The posting also has a post scriptum: “the message will be deleted in one hour.”

On the other hand, in a message posted on Sunday morning, Tudorel Toader pointed out that the GEO amending the judicial laws is a civil law, not a criminal law, so consequently “it cannot work retroactively.” He stated that the seniority requirement for the Prosecutor’s Office attached to the High Court of Justice (PICCJ) is point of law for prosecutors on secondment, and in the future it will apply to all those who want to work within the PICCJ.

Likewise, Toader announced that the GEO will be formally sent to the Venice Commission, for examination, and the Commission’s opinion on it is set to be adopted at the plenary meeting in December 2018.

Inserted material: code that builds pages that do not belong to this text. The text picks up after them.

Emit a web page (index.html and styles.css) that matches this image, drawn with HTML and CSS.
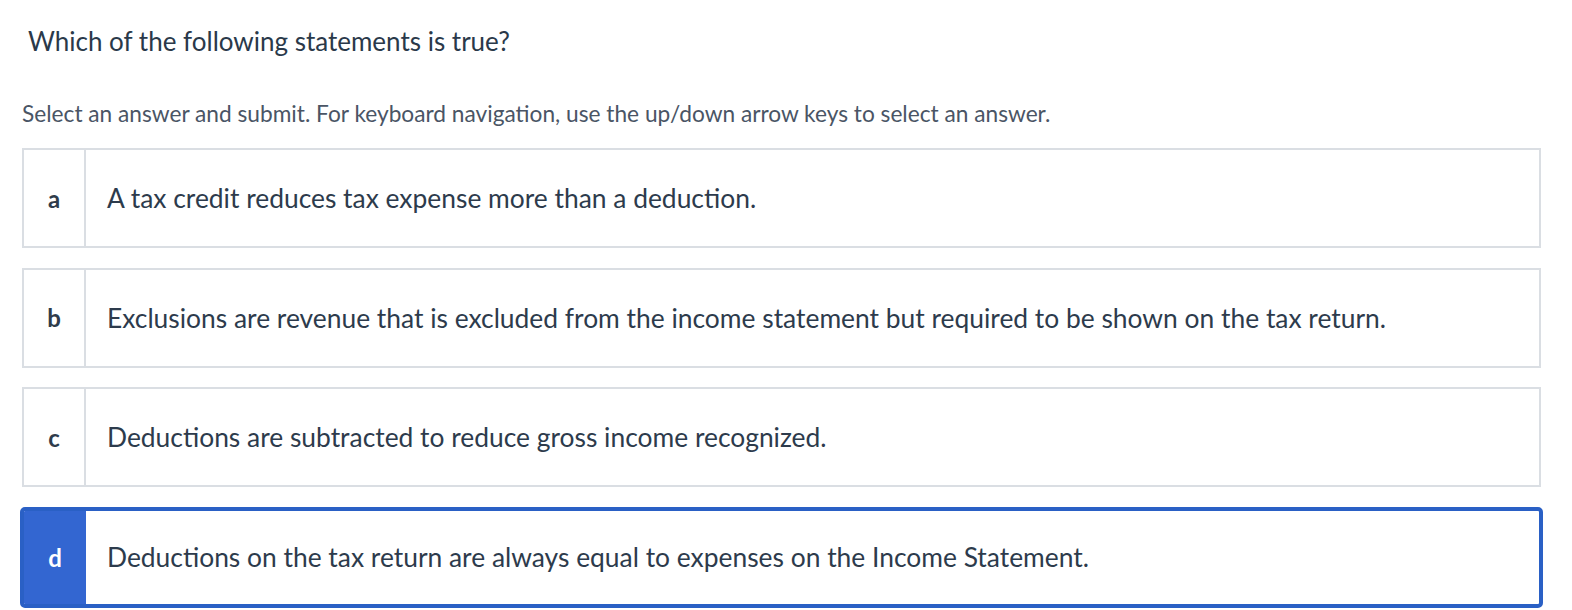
FILE: index.html
```html
<!DOCTYPE html>
<html>
<head>
<meta charset="utf-8">
<link rel="stylesheet" href="styles.css">
</head>
<body>
<div class="page">
  <h1 class="question">Which of the following statements is true?</h1>
  <p class="hint">Select an answer and submit. For keyboard navigation, use the up/down arrow keys to select an answer.</p>
  <div class="options">
    <div class="option"><div class="letter">a</div><div class="text">A tax credit reduces tax expense more than a deduction.</div></div>
    <div class="option"><div class="letter">b</div><div class="text">Exclusions are revenue that is excluded from the income statement but required to be shown on the tax return.</div></div>
    <div class="option"><div class="letter">c</div><div class="text">Deductions are subtracted to reduce gross income recognized.</div></div>
    <div class="option selected"><div class="letter">d</div><div class="text">Deductions on the tax return are always equal to expenses on the Income Statement.</div></div>
  </div>
</div>
</body>
</html>
```
FILE: styles.css
```css
html, body { margin: 0; padding: 0; background: #fff; }
body { font-family: "Lato", "Open Sans", sans-serif; color: #2d3b4c; }
.page { padding: 0 31px 0 22px; }
.question { margin: 0; padding: 26px 0 0 6px; font-size: 26px; font-weight: 400; line-height: 30px; color: #2a394a; }
.hint { margin: 43px 0 0; font-size: 22.7px; line-height: 30px; color: #4a5565; }
.options { margin-top: 19px; display: flex; flex-direction: column; gap: 19.5px; }
.option { display: flex; align-items: stretch; height: 100px; box-sizing: border-box; border: 2px solid #dadee3; background: #fff; }
.letter { width: 60px; flex: none; border-right: 2px solid #dadee3; display: flex; align-items: center; justify-content: center; font-size: 24px; font-weight: 700; color: #2f3c4b; }
.text { display: flex; align-items: center; padding-left: 21px; font-size: 26.4px; color: #2d3b4c; }
.option.selected { height: 101.5px; margin: 0 -2px; border: 4px solid #2a60c5; border-radius: 5px; overflow: hidden; }
.option.selected .letter { width: 62px; border-right: none; background: #3366d1; color: #fff; }
.option.selected .text { padding-left: 21px; }
```
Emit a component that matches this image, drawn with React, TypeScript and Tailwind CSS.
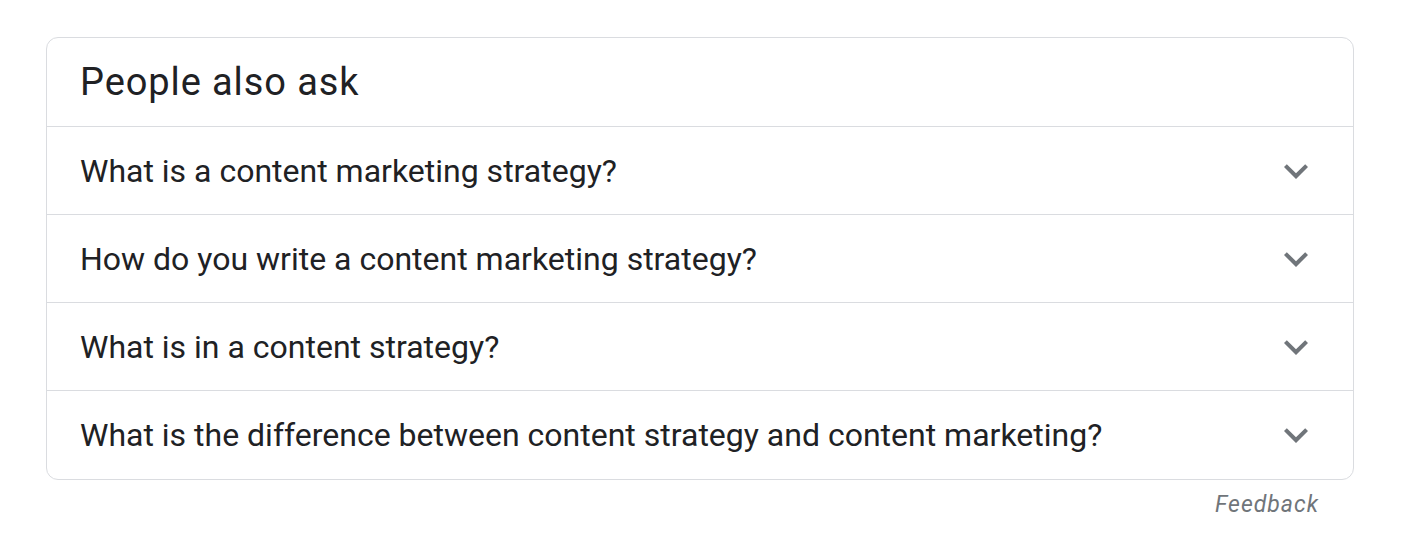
import React from "react";

const questions = [
  "What is a content marketing strategy?",
  "How do you write a content marketing strategy?",
  "What is in a content strategy?",
  "What is the difference between content strategy and content marketing?",
];

function Chevron() {
  return (
    <svg width="48" height="48" viewBox="0 0 24 24" className="shrink-0">
      <path d="M16.59 8.59L12 13.17 7.41 8.59 6 10l6 6 6-6z" fill="#70757a" />
    </svg>
  );
}

export default function App() {
  return (
    <div className="bg-white w-[1418px] h-[548px] pl-[46px] pt-[37px] font-['Roboto',sans-serif] text-[#202124]">
      <div className="w-[1308px]">
        <div className="border border-[#dadce0] rounded-[12px] overflow-hidden">
          <div className="h-[89px] flex items-center px-[33px] border-b border-[#dadce0]">
            <span className="text-[38px] leading-none tracking-[0.9px]">People also ask</span>
          </div>
          {questions.map((q, i) => (
            <div
              key={q}
              className={`h-[88px] flex items-center justify-between pl-[33px] pr-[33px] ${i < questions.length - 1 ? "border-b border-[#dadce0]" : ""}`}
            >
              <span className="text-[32px] leading-none">{q}</span>
              <Chevron />
            </div>
          ))}
        </div>
        <div className="flex justify-end pr-[35px] pt-[8px]">
          <span className="italic text-[23px] tracking-[1px] text-[#70757a]">Feedback</span>
        </div>
      </div>
    </div>
  );
}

On Friday, the Venice Commission adopted, with some amendments, the preliminary opinion it issued in July on the judicial laws.

 

PNL’s Orban and USR to file simple motion against JusMin Toader

 

The Executive Bureau of the National Liberal Party (PNL) alongside the Save Romania Union (USR) decided on Monday to lodge a simple motion against Justice Minister Tudorel Toader, Chairman of the PNL Ludovic Orban announced on Monday.

“We decided to lodge the motion against Justice Minister Tudorel Toader. Of course that I saw towards the end of last week a partner party of the Opposition also wanting to initiate a motion against Tudorel Toader and we decided not to file two motions, but one single motion in which we put together the reasons which the motion is based on, both from the PNL and the USR, and lodge a single motion against Minister Toader,” Orban stated at the end of the PNL’s Executive Bureau meeting.

According to the PNL Chairman, the simple motion against Justice Minister Tudorel Toader will be lodged this week at the Deputies’ Chamber.